Given the fact that the county in question has over ten murderers on the county sheriff’s wanted web page, and the locals told stories about the limited resources, one could hope that they just won’t bother with a smaller non violent charge. But the possibilities are many. One could move outside the jurisdictional reach, say to another country until the time limit passes. One could make sure never to do anything to be looked up in the database of outstanding arrest warrants.

None of these were on the mind of my passenger. He wanted to get home and take a shower, as he hadn’t had a truly hot shower in jail, where he had to hold a button for ten minutes to get warm water. He wanted a good night’s sleep, as they woke everyone up at 3AM since one of them had to take medication then. He wanted to know what his son had told his bosses, as he worked two full time jobs, supporting his family which includes his mother in law and a nephew, as well as is paying restitution for his convicted son. He wanted to be in his bed, with his wife, and count his blessings, especially those common ones that we all take for granted, but are starkly evident whenever we are in the effect of a system.

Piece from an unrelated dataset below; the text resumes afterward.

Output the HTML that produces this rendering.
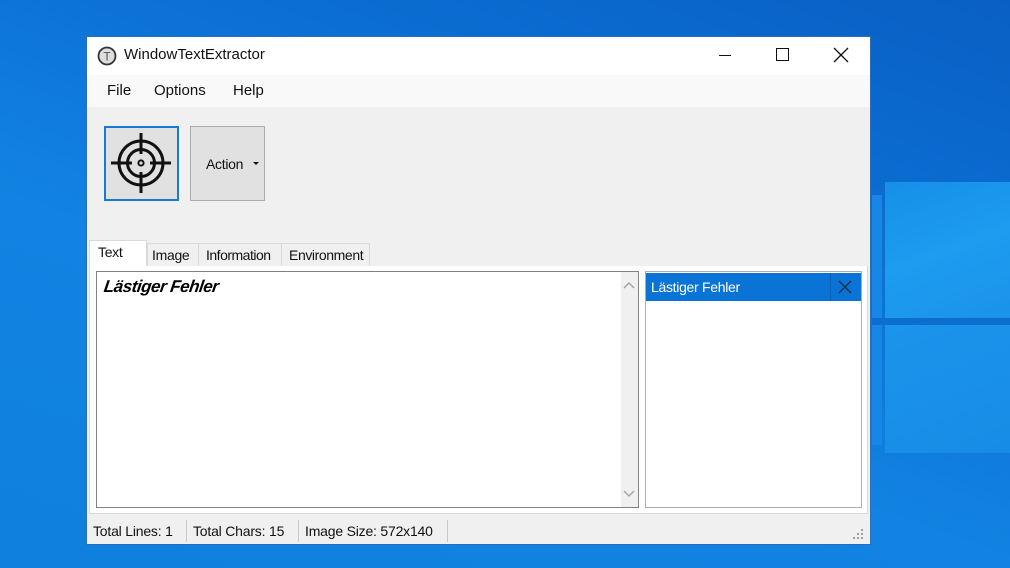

We called his son at college, who thanked me for picking up his dad. The relief in his voice was palpable.

Some 14 hours after I had left home, we arrived at the home of my special cargo. He jumped from the car and called for me to follow. I walked into an empty living room. He emerged a few moments later with his wife, whose eyes though read, were smiling.

I woke up the next day and went about my schedule, cramming to make up for a full day spent totally elsewhere in every sense. I was tired. More to the point, things were a bit dull. Nothing seemed all that important or urgent. It has taken a few days to come to terms with the experience.

I don’t know that I have ever had more satisfaction in a day spent chasing unknowns, waiting for time to pass, or sitting behind the wheel. I haven’t ever heard someone speak about the reward that is available for someone who heads off on an unknown journey and with no expectation gets to not only see his friend walk out of jail, but then gets to deliver him to his home and family. I have a much deeper appreciation of one of those civics lessons we often sleep through in high school. Another unexpected gift from my children.

My friend faces an uncertain future in regards to this episode. He has a lot of issues to deal with, even if he never hears from the authorities. But he, with his loved ones and gets to exercise a huge number of choices, choices that can be taken from each of us in the blink of an eye.

Tomorrow never knows. You might want to live right now. Act like it’s the only moment you have.